-- START OF SOURCE MATERIAL --

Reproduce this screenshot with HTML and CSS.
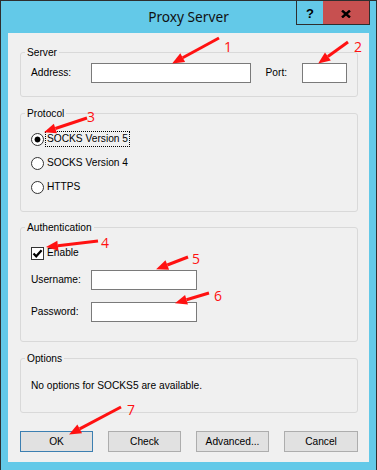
FILE: index.html
```html
<!DOCTYPE html>
<html lang="en">
<head>
    <meta charset="utf-8">
    <title>Proxy Server</title>
    <link rel="stylesheet" href="styles.css">
</head>
<body>
    <div class="window">
        <div class="titlebar">
            <div></div>
            <div class="title">Proxy Server</div>
            <div class="controls">
                <div class="btn-help">?</div>
                <div class="btn-close">
                    <svg width="10" height="8" viewBox="0 0 10 8">
                        <path d="M1 0.5 L9 7.5 M9 0.5 L1 7.5" stroke="#000" stroke-width="2.4" fill="none"/>
                    </svg>
                </div>
            </div>
        </div>

        <div class="client">
            <fieldset class="grp grp-server">
                <legend>Server</legend>
                <div class="row">
                    <span class="lbl">Address:</span>
                    <div class="edit edit-address"></div>
                    <span class="lbl-port">Port:</span>
                    <div class="edit edit-port"></div>
                </div>
            </fieldset>

            <fieldset class="grp grp-protocol">
                <legend>Protocol</legend>
                <div class="opt"><span class="radio checked"></span><span class="cap focus">SOCKS Version 5</span></div>
                <div class="opt"><span class="radio"></span><span class="cap">SOCKS Version 4</span></div>
                <div class="opt"><span class="radio"></span><span class="cap">HTTPS</span></div>
            </fieldset>

            <fieldset class="grp grp-auth">
                <legend>Authentication</legend>
                <div class="chk-row">
                    <span class="chk">
                        <svg width="11" height="11" viewBox="0 0 11 11">
                            <path d="M1.5 5.5 L4.2 8.3 L9.6 2.2" stroke="#000" stroke-width="2.2" fill="none"/>
                        </svg>
                    </span>
                    <span>Enable</span>
                </div>
                <div class="row row-user">
                    <span class="lbl">Username:</span>
                    <div class="edit edit-auth"></div>
                </div>
                <div class="row row-pass">
                    <span class="lbl">Password:</span>
                    <div class="edit edit-auth"></div>
                </div>
            </fieldset>

            <fieldset class="grp grp-options">
                <legend>Options</legend>
                <div class="note">No options for SOCKS5 are available.</div>
            </fieldset>

            <div class="buttons">
                <div class="btn btn-default">OK</div>
                <div class="btn">Check</div>
                <div class="btn">Advanced...</div>
                <div class="btn btn-cancel">Cancel</div>
            </div>
        </div>

        <!-- red callouts drawn on top of the screenshot -->
        <svg class="marks" width="377" height="470" viewBox="0 0 377 470">
            <defs>
                <marker id="head" markerUnits="userSpaceOnUse" markerWidth="12" markerHeight="10" refX="0" refY="5" orient="auto" overflow="visible">
                    <path d="M0 0 L12 5 L0 10 z" fill="#f11"/>
                </marker>
            </defs>
            <g class="arrows">
                <line x1="219" y1="38" x2="182.7" y2="57.7" marker-end="url(#head)"/>
                <line x1="348" y1="42" x2="327.9" y2="56.5" marker-end="url(#head)"/>
                <line x1="87" y1="118" x2="55.4" y2="128.5" marker-end="url(#head)"/>
                <line x1="98" y1="241" x2="57.9" y2="245.7" marker-end="url(#head)"/>
                <line x1="188" y1="257" x2="167.3" y2="265" marker-end="url(#head)"/>
                <line x1="209" y1="293" x2="186.5" y2="299.8" marker-end="url(#head)"/>
                <line x1="121" y1="407" x2="79.7" y2="428.9" marker-end="url(#head)"/>
            </g>
            <text class="num" x="224" y="52">1</text>
            <text class="num" x="354" y="52">2</text>
            <text class="num" x="87" y="122">3</text>
            <text class="num" x="101" y="248">4</text>
            <text class="num" x="192" y="264">5</text>
            <text class="num" x="214" y="301">6</text>
            <text class="num" x="127" y="415">7</text>
        </svg>
    </div>
</body>
</html>
```

FILE: styles.css
```css
body {
    margin: 0;
    background: #fff;
}

.window {
    position: relative;
    width: 377px;
    height: 470px;
    box-sizing: border-box;
    border: 1px solid #2e2e2e;
    border-bottom: 0;
    padding: 0 7px;
    background: #63c9e8;
    font-family: "Liberation Sans", Arial, sans-serif;
    font-size: 10.2px;
    line-height: 14px;
    color: #000;
}

/* title bar */
.titlebar {
    height: 32px;
    display: grid;
    grid-template-columns: 1fr auto 1fr;
}

.title {
    font-family: "Noto Sans", sans-serif;
    font-size: 13.7px;
    line-height: 32px;
    color: #111;
}

.controls {
    justify-self: end;
    display: flex;
    height: 24px;
    margin-right: -1px;
}

.btn-help {
    width: 27px;
    box-sizing: border-box;
    padding-top: 3px;
    border-left: 1px solid #2e2e2e;
    border-bottom: 1px solid #2e2e2e;
    text-align: center;
    font-weight: bold;
    font-size: 13px;
    line-height: 19px;
}

.btn-close {
    width: 47px;
    box-sizing: border-box;
    padding-top: 2px;
    border-right: 1px solid #2e2e2e;
    border-bottom: 1px solid #2e2e2e;
    background: #c75050;
    display: flex;
    align-items: center;
    justify-content: center;
}

/* client area */
.client {
    height: 429px;
    box-sizing: border-box;
    padding: 12px 11px 0 12px;
    background: #f0f0f0;
}

.grp {
    margin: 0;
    padding: 0 10px;
    min-width: 0;
    border: 1px solid #d9d9d9;
    border-radius: 3px;
}

.grp legend {
    margin-left: -6px;
    padding: 0 2px;
    line-height: 15px;
}

.grp-server {
    padding-top: 3px;
    padding-bottom: 13px;
}

.grp-protocol {
    margin-top: 9px;
    padding-top: 6px;
    padding-bottom: 12px;
}

.grp-auth {
    margin-top: 8px;
    padding-top: 8px;
    padding-bottom: 19px;
}

.grp-options {
    margin-top: 9px;
    padding-top: 13px;
    padding-bottom: 19px;
}

.row {
    display: flex;
    align-items: center;
    height: 20px;
}

.lbl {
    width: 60px;
}

.lbl-port {
    width: 37px;
    margin-left: 15px;
}

.edit {
    height: 20px;
    box-sizing: border-box;
    border: 1px solid #7a7a7a;
    background: #fff;
}

.edit-address {
    width: 161px;
}

.edit-port {
    width: 45px;
}

.edit-auth {
    width: 106px;
}

.opt {
    display: flex;
    align-items: center;
    height: 24px;
}

.radio {
    width: 13px;
    height: 13px;
    box-sizing: border-box;
    margin-right: 1px;
    border: 1px solid #333;
    border-radius: 50%;
    background: #fff;
}

.radio.checked {
    background: radial-gradient(circle, #000 2.6px, #fff 3.3px);
}

.cap {
    padding: 0 1px;
    border: 1px dotted transparent;
}

.cap.focus {
    border-color: #000;
}

.chk-row {
    display: flex;
    align-items: center;
    height: 20px;
}

.chk {
    width: 13px;
    height: 13px;
    box-sizing: border-box;
    margin-right: 3px;
    border: 1px solid #333;
    background: #fff;
    display: flex;
}

.row-user {
    margin-top: 7px;
}

.row-pass {
    margin-top: 12px;
}

.note {
    line-height: 14px;
}

/* dialog buttons */
.buttons {
    display: flex;
    justify-content: space-between;
    margin-top: 18px;
}

.btn {
    width: 73px;
    height: 21px;
    box-sizing: border-box;
    border: 1px solid #adadad;
    background: #e1e1e1;
    text-align: center;
    line-height: 19px;
}

.btn-default {
    border-color: #3c7fb1;
}

.btn-cancel {
    width: 74px;
}

/* annotations */
.marks {
    position: absolute;
    left: -1px;
    top: -1px;
    pointer-events: none;
}

.arrows line {
    stroke: #f11;
    stroke-width: 3;
}

.num {
    fill: #f11;
    font-family: "Open Sans", sans-serif;
    font-size: 14px;
}
```
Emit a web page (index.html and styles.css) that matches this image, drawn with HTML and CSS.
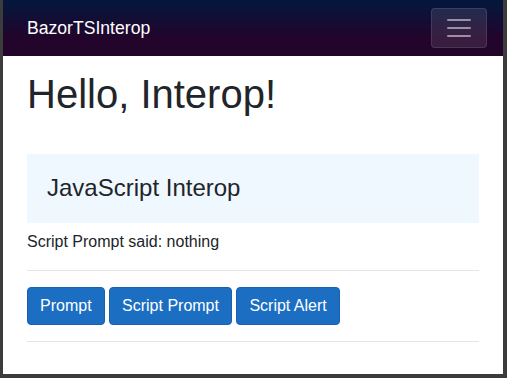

-- END OF SOURCE MATERIAL --

TASK DESCRIPTION
Each entry must be retyped word for word, with every image omitted.

SOLUTION TO THIS EXERCISE
Reproduce this screenshot with HTML and CSS.
FILE: index.html
```html
<!DOCTYPE html>
<html lang="en">
<head>
    <meta charset="utf-8">
    <title>Proxy Server</title>
    <link rel="stylesheet" href="styles.css">
</head>
<body>
    <div class="window">
        <div class="titlebar">
            <div></div>
            <div class="title">Proxy Server</div>
            <div class="controls">
                <div class="btn-help">?</div>
                <div class="btn-close">
                    <svg width="10" height="8" viewBox="0 0 10 8">
                        <path d="M1 0.5 L9 7.5 M9 0.5 L1 7.5" stroke="#000" stroke-width="2.4" fill="none"/>
                    </svg>
                </div>
            </div>
        </div>

        <div class="client">
            <fieldset class="grp grp-server">
                <legend>Server</legend>
                <div class="row">
                    <span class="lbl">Address:</span>
                    <div class="edit edit-address"></div>
                    <span class="lbl-port">Port:</span>
                    <div class="edit edit-port"></div>
                </div>
            </fieldset>

            <fieldset class="grp grp-protocol">
                <legend>Protocol</legend>
                <div class="opt"><span class="radio checked"></span><span class="cap focus">SOCKS Version 5</span></div>
                <div class="opt"><span class="radio"></span><span class="cap">SOCKS Version 4</span></div>
                <div class="opt"><span class="radio"></span><span class="cap">HTTPS</span></div>
            </fieldset>

            <fieldset class="grp grp-auth">
                <legend>Authentication</legend>
                <div class="chk-row">
                    <span class="chk">
                        <svg width="11" height="11" viewBox="0 0 11 11">
                            <path d="M1.5 5.5 L4.2 8.3 L9.6 2.2" stroke="#000" stroke-width="2.2" fill="none"/>
                        </svg>
                    </span>
                    <span>Enable</span>
                </div>
                <div class="row row-user">
                    <span class="lbl">Username:</span>
                    <div class="edit edit-auth"></div>
                </div>
                <div class="row row-pass">
                    <span class="lbl">Password:</span>
                    <div class="edit edit-auth"></div>
                </div>
            </fieldset>

            <fieldset class="grp grp-options">
                <legend>Options</legend>
                <div class="note">No options for SOCKS5 are available.</div>
            </fieldset>

            <div class="buttons">
                <div class="btn btn-default">OK</div>
                <div class="btn">Check</div>
                <div class="btn">Advanced...</div>
                <div class="btn btn-cancel">Cancel</div>
            </div>
        </div>

        <!-- red callouts drawn on top of the screenshot -->
        <svg class="marks" width="377" height="470" viewBox="0 0 377 470">
            <defs>
                <marker id="head" markerUnits="userSpaceOnUse" markerWidth="12" markerHeight="10" refX="0" refY="5" orient="auto" overflow="visible">
                    <path d="M0 0 L12 5 L0 10 z" fill="#f11"/>
                </marker>
            </defs>
            <g class="arrows">
                <line x1="219" y1="38" x2="182.7" y2="57.7" marker-end="url(#head)"/>
                <line x1="348" y1="42" x2="327.9" y2="56.5" marker-end="url(#head)"/>
                <line x1="87" y1="118" x2="55.4" y2="128.5" marker-end="url(#head)"/>
                <line x1="98" y1="241" x2="57.9" y2="245.7" marker-end="url(#head)"/>
                <line x1="188" y1="257" x2="167.3" y2="265" marker-end="url(#head)"/>
                <line x1="209" y1="293" x2="186.5" y2="299.8" marker-end="url(#head)"/>
                <line x1="121" y1="407" x2="79.7" y2="428.9" marker-end="url(#head)"/>
            </g>
            <text class="num" x="224" y="52">1</text>
            <text class="num" x="354" y="52">2</text>
            <text class="num" x="87" y="122">3</text>
            <text class="num" x="101" y="248">4</text>
            <text class="num" x="192" y="264">5</text>
            <text class="num" x="214" y="301">6</text>
            <text class="num" x="127" y="415">7</text>
        </svg>
    </div>
</body>
</html>
```

FILE: styles.css
```css
body {
    margin: 0;
    background: #fff;
}

.window {
    position: relative;
    width: 377px;
    height: 470px;
    box-sizing: border-box;
    border: 1px solid #2e2e2e;
    border-bottom: 0;
    padding: 0 7px;
    background: #63c9e8;
    font-family: "Liberation Sans", Arial, sans-serif;
    font-size: 10.2px;
    line-height: 14px;
    color: #000;
}

/* title bar */
.titlebar {
    height: 32px;
    display: grid;
    grid-template-columns: 1fr auto 1fr;
}

.title {
    font-family: "Noto Sans", sans-serif;
    font-size: 13.7px;
    line-height: 32px;
    color: #111;
}

.controls {
    justify-self: end;
    display: flex;
    height: 24px;
    margin-right: -1px;
}

.btn-help {
    width: 27px;
    box-sizing: border-box;
    padding-top: 3px;
    border-left: 1px solid #2e2e2e;
    border-bottom: 1px solid #2e2e2e;
    text-align: center;
    font-weight: bold;
    font-size: 13px;
    line-height: 19px;
}

.btn-close {
    width: 47px;
    box-sizing: border-box;
    padding-top: 2px;
    border-right: 1px solid #2e2e2e;
    border-bottom: 1px solid #2e2e2e;
    background: #c75050;
    display: flex;
    align-items: center;
    justify-content: center;
}

/* client area */
.client {
    height: 429px;
    box-sizing: border-box;
    padding: 12px 11px 0 12px;
    background: #f0f0f0;
}

.grp {
    margin: 0;
    padding: 0 10px;
    min-width: 0;
    border: 1px solid #d9d9d9;
    border-radius: 3px;
}

.grp legend {
    margin-left: -6px;
    padding: 0 2px;
    line-height: 15px;
}

.grp-server {
    padding-top: 3px;
    padding-bottom: 13px;
}

.grp-protocol {
    margin-top: 9px;
    padding-top: 6px;
    padding-bottom: 12px;
}

.grp-auth {
    margin-top: 8px;
    padding-top: 8px;
    padding-bottom: 19px;
}

.grp-options {
    margin-top: 9px;
    padding-top: 13px;
    padding-bottom: 19px;
}

.row {
    display: flex;
    align-items: center;
    height: 20px;
}

.lbl {
    width: 60px;
}

.lbl-port {
    width: 37px;
    margin-left: 15px;
}

.edit {
    height: 20px;
    box-sizing: border-box;
    border: 1px solid #7a7a7a;
    background: #fff;
}

.edit-address {
    width: 161px;
}

.edit-port {
    width: 45px;
}

.edit-auth {
    width: 106px;
}

.opt {
    display: flex;
    align-items: center;
    height: 24px;
}

.radio {
    width: 13px;
    height: 13px;
    box-sizing: border-box;
    margin-right: 1px;
    border: 1px solid #333;
    border-radius: 50%;
    background: #fff;
}

.radio.checked {
    background: radial-gradient(circle, #000 2.6px, #fff 3.3px);
}

.cap {
    padding: 0 1px;
    border: 1px dotted transparent;
}

.cap.focus {
    border-color: #000;
}

.chk-row {
    display: flex;
    align-items: center;
    height: 20px;
}

.chk {
    width: 13px;
    height: 13px;
    box-sizing: border-box;
    margin-right: 3px;
    border: 1px solid #333;
    background: #fff;
    display: flex;
}

.row-user {
    margin-top: 7px;
}

.row-pass {
    margin-top: 12px;
}

.note {
    line-height: 14px;
}

/* dialog buttons */
.buttons {
    display: flex;
    justify-content: space-between;
    margin-top: 18px;
}

.btn {
    width: 73px;
    height: 21px;
    box-sizing: border-box;
    border: 1px solid #adadad;
    background: #e1e1e1;
    text-align: center;
    line-height: 19px;
}

.btn-default {
    border-color: #3c7fb1;
}

.btn-cancel {
    width: 74px;
}

/* annotations */
.marks {
    position: absolute;
    left: -1px;
    top: -1px;
    pointer-events: none;
}

.arrows line {
    stroke: #f11;
    stroke-width: 3;
}

.num {
    fill: #f11;
    font-family: "Open Sans", sans-serif;
    font-size: 14px;
}
```
Emit a web page (index.html and styles.css) that matches this image, drawn with HTML and CSS.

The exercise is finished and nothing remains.